In the interactive map, you can visualize school segregation between racial/ethnic and economic groups in states, counties, metropolitan areas, and school districts from 1991 to 2022 (years represent the fall of the school year; e.g., 1991 refers to the 1991-1992 school year).
Segregation estimates on The Segregation Explorer map, represent the two-group normalized exposure index, which measures the difference between two groups’ exposure to one of the groups. For example, the White-Hispanic normalized exposure index compares the proportions of White (or Hispanic, equivalently) students in the average White and Hispanic students’ schools. A White-Hispanic normalized exposure value of 0.5 would indicate that the proportion of White students in the average White student’s school is 50 percentage points higher than in the average Hispanic student’s school. (The two-group normalized exposure measure ignores the presence of other groups aside from the racial dyad of interest.) The normalized exposure index ranges from 0 to 1. A value of 0 implies no segregation — the two groups have equal exposure to one group (all schools have identical proportions of the two groups). A value of 1 implies complete segregation— the two groups have no exposure to one another (no Hispanic student attends a school with any White students, and vice versa).
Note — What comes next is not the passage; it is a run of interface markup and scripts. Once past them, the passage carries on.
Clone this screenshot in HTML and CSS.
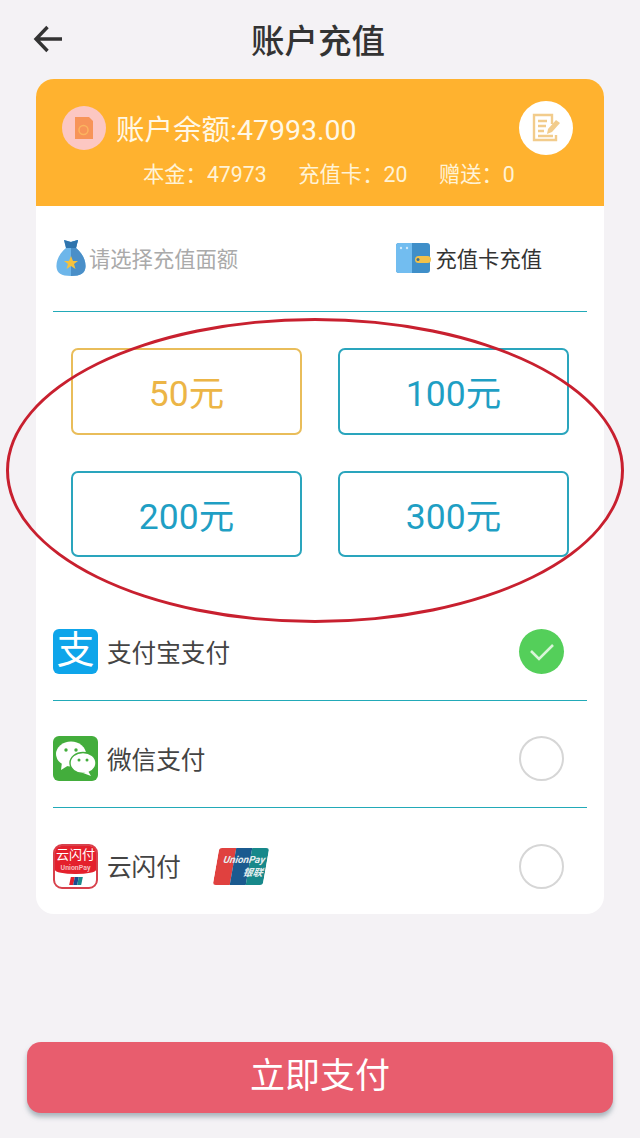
FILE: index.html
```html
<!DOCTYPE html>
<html lang="zh-CN">
<head>
  <meta charset="UTF-8" />
  <meta name="viewport" content="width=device-width, initial-scale=1.0"/>
  <title>账户充值</title>
  <link rel="stylesheet" href="styles.css">
</head>
<body>

  <div class="topbar">
    <svg class="back" width="30" height="28" viewBox="0 0 30 28">
      <path d="M14.5 2 L3 14 L14.5 26 M3 14 H29" fill="none" stroke="#333" stroke-width="3.4"/>
    </svg>
    <h1>账户充值</h1>
  </div>

  <div class="card">
    <div class="balance">
      <div class="balance-row">
        <div class="avatar">
          <svg width="22" height="24" viewBox="0 0 22 24">
            <path d="M2 1 H16 L20 5 V23 H2 Z" fill="#f79458"/>
            <circle cx="10.5" cy="14" r="4.5" fill="none" stroke="#fbb45f" stroke-width="1.5"/>
          </svg>
        </div>
        <div class="balance-text">账户余额:47993.00</div>
        <div class="note">
          <svg width="30" height="30" viewBox="0 0 30 30">
            <path d="M21 11 V2 H3 V27 H25 V22" fill="none" stroke="#f2cc8c" stroke-width="2.4"/>
            <path d="M7 8 H16 M7 13 H15 M7 18 H13 M7 23 H22" stroke="#f2cc8c" stroke-width="2.4"/>
            <path d="M16 21 L17 16 L25 7 L29 10 L21 19 Z" fill="#f2cc8c"/>
          </svg>
        </div>
      </div>
      <div class="balance-sub">
        <span>本金：47973</span>
        <span>充值卡：20</span>
        <span>赠送：0</span>
      </div>
    </div>

    <div class="section">
      <div class="choose">
        <svg width="30" height="36" viewBox="0 0 30 36">
          <path d="M8 0 L15 2 L22 0 L20 8 C26 13 30 20 29.5 27 C29 33 25 36 15 36 C5 36 1 33 .5 27 C0 20 4 13 10 8 Z" fill="#6db6ea"/>
          <path d="M15 2 L22 0 L20 8 C26 13 30 20 29.5 27 C29 33 25 36 15 36 Z" fill="#4a8fc8"/>
          <path d="M8 0 L15 2 L22 0 L20 8 H10 Z" fill="#2f74ad"/>
          <path d="M15 16 L17 21 L22 21 L18 24 L19.5 29 L15 26 L10.500 29 L12 24 L8 21 L13 21 Z" fill="#f5c23e"/>
        </svg>
        <span class="choose-label">请选择充值面额</span>
      </div>
      <div class="card-pay">
        <svg width="35" height="30" viewBox="0 0 35 30">
          <rect x="0" y="0" width="34" height="30" rx="3" fill="#3f8fc9"/>
          <path d="M3 0 H16 V30 H3 Q0 30 0 27 V3 Q0 0 3 0 Z" fill="#72bdf0"/>
          <rect x="19" y="13" width="16" height="7" rx="3.5" fill="#f2c14a"/>
          <circle cx="22" cy="16.5" r="1.5" fill="#3a6d8e"/>
          <circle cx="5" cy="5" r="1.2" fill="#cfe9fb"/>
          <circle cx="11" cy="5" r="1.2" fill="#cfe9fb"/>
        </svg>
        <span>充值卡充值</span>
      </div>
    </div>

    <div class="amounts">
      <div class="amount amount-on">50元</div>
      <div class="amount">100元</div>
      <div class="amount">200元</div>
      <div class="amount">300元</div>
    </div>

    <div class="pay-list">
      <div class="pay-row">
        <div class="logo logo-ali">支</div>
        <span class="pay-name">支付宝支付</span>
        <div class="tick">
          <svg width="26" height="20" viewBox="0 0 26 20">
            <path d="M2 9 L10 17 L24 3" fill="none" stroke="#d9f5d9" stroke-width="2.6"/>
          </svg>
        </div>
      </div>
      <div class="pay-row">
        <div class="logo logo-wx">
          <svg width="45" height="45" viewBox="0 0 45 45">
            <ellipse cx="18" cy="18" rx="15" ry="12.5" fill="#fff"/>
            <path d="M9 26 L8 34 L16 29 Z" fill="#fff"/>
            <ellipse cx="30" cy="27" rx="13" ry="10.5" fill="#fff" stroke="#43ad3c" stroke-width="1.4"/>
            <path d="M35 35 L38 40 L30 37 Z" fill="#fff"/>
            <circle cx="13" cy="14" r="1.7" fill="#43ad3c"/>
            <circle cx="23" cy="14" r="1.7" fill="#43ad3c"/>
            <circle cx="26" cy="24" r="1.5" fill="#43ad3c"/>
            <circle cx="34" cy="24" r="1.5" fill="#43ad3c"/>
          </svg>
        </div>
        <span class="pay-name">微信支付</span>
        <div class="radio"></div>
      </div>
      <div class="pay-row">
        <div class="logo logo-yun">
          <div class="yun-top">
            <span class="yun-name">云闪付</span>
            <span class="yun-en">UnionPay</span>
          </div>
          <div class="yun-bottom">
            <i class="bar-red"></i><i class="bar-blue"></i><i class="bar-teal"></i>
          </div>
        </div>
        <span class="pay-name">云闪付</span>
        <div class="unionpay">
          <i class="up-red"></i><i class="up-blue"></i><i class="up-teal"></i>
          <span class="up-text">UnionPay<br>银联</span>
        </div>
        <div class="radio"></div>
      </div>
    </div>
  </div>

  <div class="pay-btn">立即支付</div>

  <!-- hand-drawn circle round the amounts -->
  <div class="ring"></div>

</body>
</html>
```

FILE: styles.css
```css
body {
  margin: 0;
  height: 1138px;
  overflow: hidden;
  position: relative;
  background: #f4f2f5;
  font-family: Roboto, "Noto Sans CJK SC", sans-serif;
  color: #333;
}

.topbar {
  height: 79px;
  display: flex;
  align-items: center;
  justify-content: center;
  position: relative;
}

.topbar h1 {
  margin: 0 4px 2px 0;
  font-size: 33.5px;
  font-weight: 500;
  color: #333;
}

.back {
  position: absolute;
  left: 33px;
  top: 25px;
}

.card {
  width: 568px;
  height: 835px;
  margin-left: 36px;
  background: #fff;
  border-radius: 18px;
  overflow: hidden;
}

.balance {
  height: 127px;
  background: #ffb22f;
  color: #fff;
  box-sizing: border-box;
  padding-top: 22px;
}

.balance-row {
  display: flex;
  align-items: center;
  height: 54px;
  padding: 0 31px 0 26px;
}

.avatar {
  width: 44px;
  height: 44px;
  border-radius: 50%;
  background: #fcc7c2;
  display: flex;
  align-items: center;
  justify-content: center;
}

.balance-text {
  flex: 1;
  margin: 0 0 2px 10px;
  font-size: 28.5px;
  color: #fff8e6;
}

.note {
  width: 54px;
  height: 54px;
  border-radius: 50%;
  background: #fff;
  display: flex;
  align-items: center;
  justify-content: center;
}

.balance-sub {
  display: flex;
  gap: 31.5px;
  margin: 5px 0 0 107px;
  font-size: 21.3px;
  line-height: 30px;
  color: #fff3d6;
}

.section {
  height: 106px;
  margin: 0 17px;
  box-sizing: border-box;
  border-bottom: 1px solid #22aab8;
  display: flex;
  align-items: center;
  justify-content: space-between;
  padding: 0 45px 2px 3px;
}

.choose, .card-pay {
  display: flex;
  align-items: center;
  font-size: 21.3px;
  color: #333;
}

.choose-label {
  margin-left: 3px;
  color: #aaa;
}

.card-pay span {
  margin-left: 5px;
}

.amounts {
  display: grid;
  grid-template-columns: 231px 231px;
  grid-template-rows: 87px 86px;
  gap: 36px;
  padding: 36px 35px;
  height: 281px;
  box-sizing: border-box;
}

.amount {
  border: 2px solid #2aa5bd;
  border-radius: 7px;
  display: flex;
  align-items: center;
  justify-content: center;
  padding-bottom: 2px;
  font-size: 35.5px;
  color: #1f9fc4;
}

.amount-on {
  border-color: #e9bd5a;
  color: #ecb546;
}

.pay-list {
  padding-top: 1px;
}

.pay-row {
  height: 107px;
  margin: 0 17px;
  box-sizing: border-box;
  padding-top: 9px;
  border-bottom: 1px solid #22aab8;
  display: flex;
  align-items: center;
}

.pay-row:last-child {
  border-bottom: none;
}

.logo {
  width: 45px;
  height: 45px;
  border-radius: 6px;
  flex: none;
}

.logo-ali {
  background: #0ea5ea;
  color: #fff;
  font-size: 38px;
  font-weight: 400;
  line-height: 43px;
  text-align: center;
}

.logo-wx {
  background: #43ad3c;
}

.logo-yun {
  border-radius: 9px;
  background: #fff;
  box-sizing: border-box;
  border: 2px solid #d8414c;
}

.yun-top {
  height: 28px;
  background: #e4202c;
  color: #fff;
  text-align: center;
  border-radius: 6px 6px 20px 20px / 6px 6px 4px 4px;
}

.yun-name {
  display: block;
  font-size: 13px;
  line-height: 18px;
}

.yun-en {
  display: block;
  font-size: 7px;
  font-weight: 700;
  line-height: 8px;
  color: #f6b9bc;
}

.yun-bottom {
  display: flex;
  justify-content: center;
  margin-top: 3px;
}

.yun-bottom i {
  width: 4px;
  height: 8px;
  transform: skewX(-12deg);
}

.bar-red { background: #e4202c; }
.bar-blue { background: #1d4a8f; }
.bar-teal { background: #1a8a8c; }

.pay-name {
  margin: 0 0 2px 9px;
  font-size: 24.6px;
  color: #444;
}

.tick, .radio {
  width: 45px;
  height: 45px;
  margin-left: auto;
  margin-right: 23px;
  border-radius: 50%;
  box-sizing: border-box;
  flex: none;
}

.tick {
  background: #54cf5a;
  display: flex;
  align-items: center;
  justify-content: center;
}

.radio {
  border: 2px solid #d6d6d6;
}

.unionpay {
  width: 50px;
  height: 37px;
  margin-left: 35px;
  display: flex;
  position: relative;
  transform: skewX(-10deg);
  border-radius: 3px;
  overflow: hidden;
}

.unionpay i {
  flex: 1;
}

.up-red { background: #e0413f; }
.up-blue { background: #1b5a8f; }
.up-teal { background: #17888a; }

.up-text {
  position: absolute;
  inset: 0;
  color: #e6eef0;
  font-size: 10px;
  font-weight: 700;
  font-style: italic;
  line-height: 13px;
  text-align: right;
  padding: 5px 2px 0 0;
}

.pay-btn {
  width: 586px;
  height: 71px;
  box-sizing: border-box;
  margin: 128px 0 0 27px;
  padding-bottom: 10px;
  background: #e85d6e;
  border-radius: 14px;
  box-shadow: 0 4px 5px rgba(120, 140, 150, 0.6);
  color: #fff;
  font-size: 35px;
  display: flex;
  align-items: center;
  justify-content: center;
}

.ring {
  position: absolute;
  left: 6px;
  top: 318px;
  width: 618px;
  height: 305px;
  box-sizing: border-box;
  border: 3px solid #c8202f;
  border-radius: 50%;
}
```
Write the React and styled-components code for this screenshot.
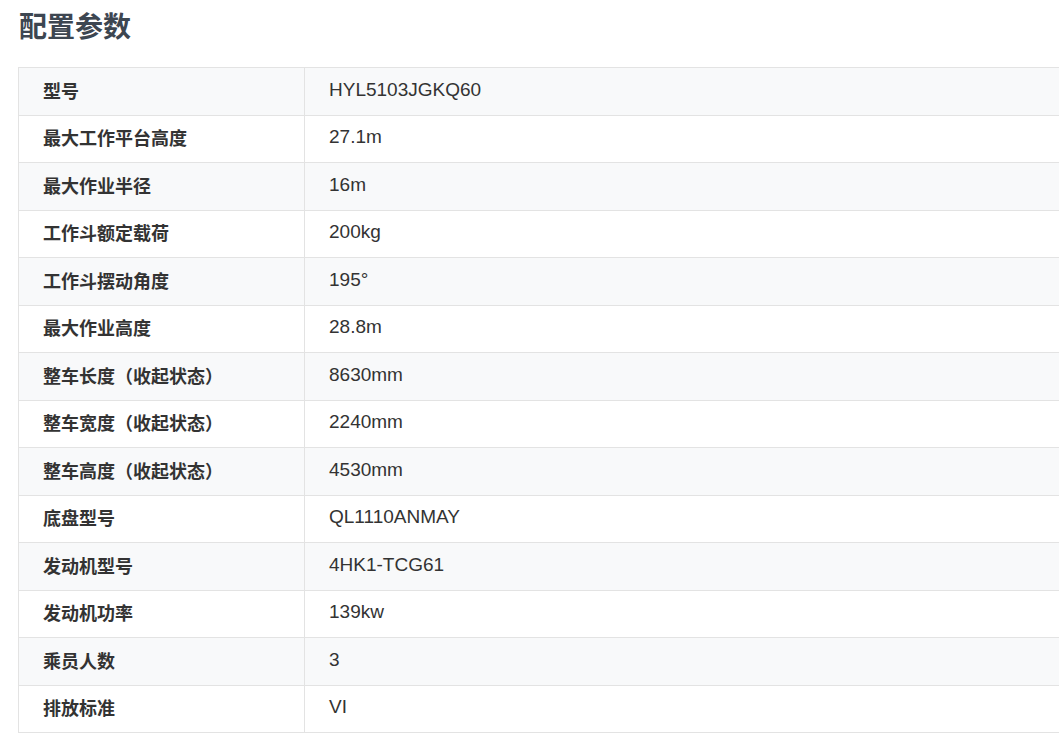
import React from "react"
import styled, { createGlobalStyle } from "styled-components"

const GlobalStyle = createGlobalStyle`
  body {
    margin: 0;
    background: #fff;
    font-family: "Liberation Sans", "Noto Sans CJK SC", sans-serif;
  }
`

const specs = [
  ["型号", "HYL5103JGKQ60"],
  ["最大工作平台高度", "27.1m"],
  ["最大作业半径", "16m"],
  ["工作斗额定载荷", "200kg"],
  ["工作斗摆动角度", "195°"],
  ["最大作业高度", "28.8m"],
  ["整车长度（收起状态）", "8630mm"],
  ["整车宽度（收起状态）", "2240mm"],
  ["整车高度（收起状态）", "4530mm"],
  ["底盘型号", "QL1110ANMAY"],
  ["发动机型号", "4HK1-TCG61"],
  ["发动机功率", "139kw"],
  ["乘员人数", "3"],
  ["排放标准", "VI"],
]

const App = () => (
  <Page>
    <GlobalStyle />
    <Title>配置参数</Title>
    <Table>
      <tbody>
        {specs.map(([k, v], i) => (
          <Row key={k} $striped={i % 2 === 0}>
            <Label>{k}</Label>
            <Value>{v}</Value>
          </Row>
        ))}
      </tbody>
    </Table>
  </Page>
)

export default App

const Page = styled.div`
  padding: 8px 0 0 18px;
  width: 1100px;
`

const Title = styled.h2`
  margin: 0 0 19px 1px;
  font-size: 28px;
  line-height: 40px;
  font-weight: bold;
  color: #3d4651;
`

const Table = styled.table`
  width: 1060px;
  border-collapse: collapse;
  font-size: 18px;
  color: #333;
`

const Row = styled.tr`
  height: 47.5px;
  background: ${p => (p.$striped ? "#f8f9fa" : "#fff")};
`

const Label = styled.td`
  width: 286px;
  padding: 0 24px 3px;
  box-sizing: border-box;
  font-weight: bold;
  border: 1px solid #e3e3e3;
`

const Value = styled.td`
  padding: 0 24px 3px;
  font-size: 19px;
  border: 1px solid #e3e3e3;
`
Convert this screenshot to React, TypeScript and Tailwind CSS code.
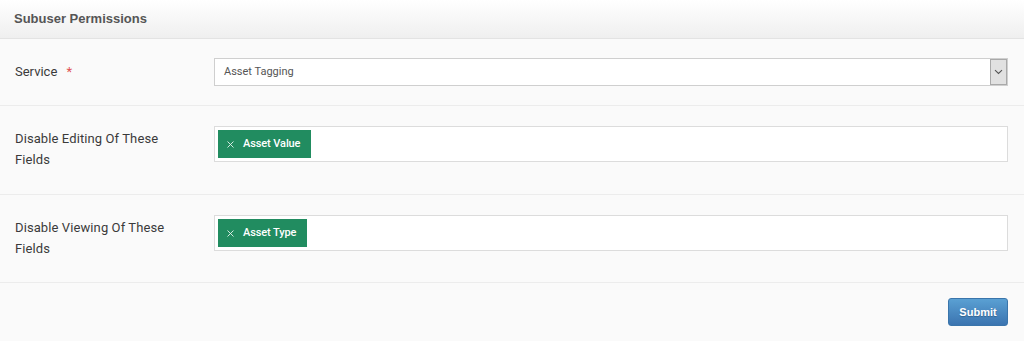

On the map, US states are marked with a shade of green, depending on the scale of segregation. This tool is filled with various types of data, and their display can be freely modified, depending on the groups we want to compare. For example, according to data for 2022, the states with the highest segregation rates between black and white population were New York and Michigan, while the lowest segregation occurred in Wyoming and Montana.
The map can also include data on the percentage of a given group in the state’s total population, or the percentage of e.g. Latinos in a given school. For example, the highest percentages of black students in schools are found in Mississippi, Alabama and Georgia. Students of Asian descent have an interesting distribution and are not clustered in a specific state or county, but live primarily in large urban centers such as New York, Chicago, Washington, D.C., and the Los Angeles metropolitan area.
The presented visualization confirms that the issue of racial segregation and the fight against it should receive special attention in the United States, because the presented data clearly show that this problem is still alive and in some states is taking on disturbing levels.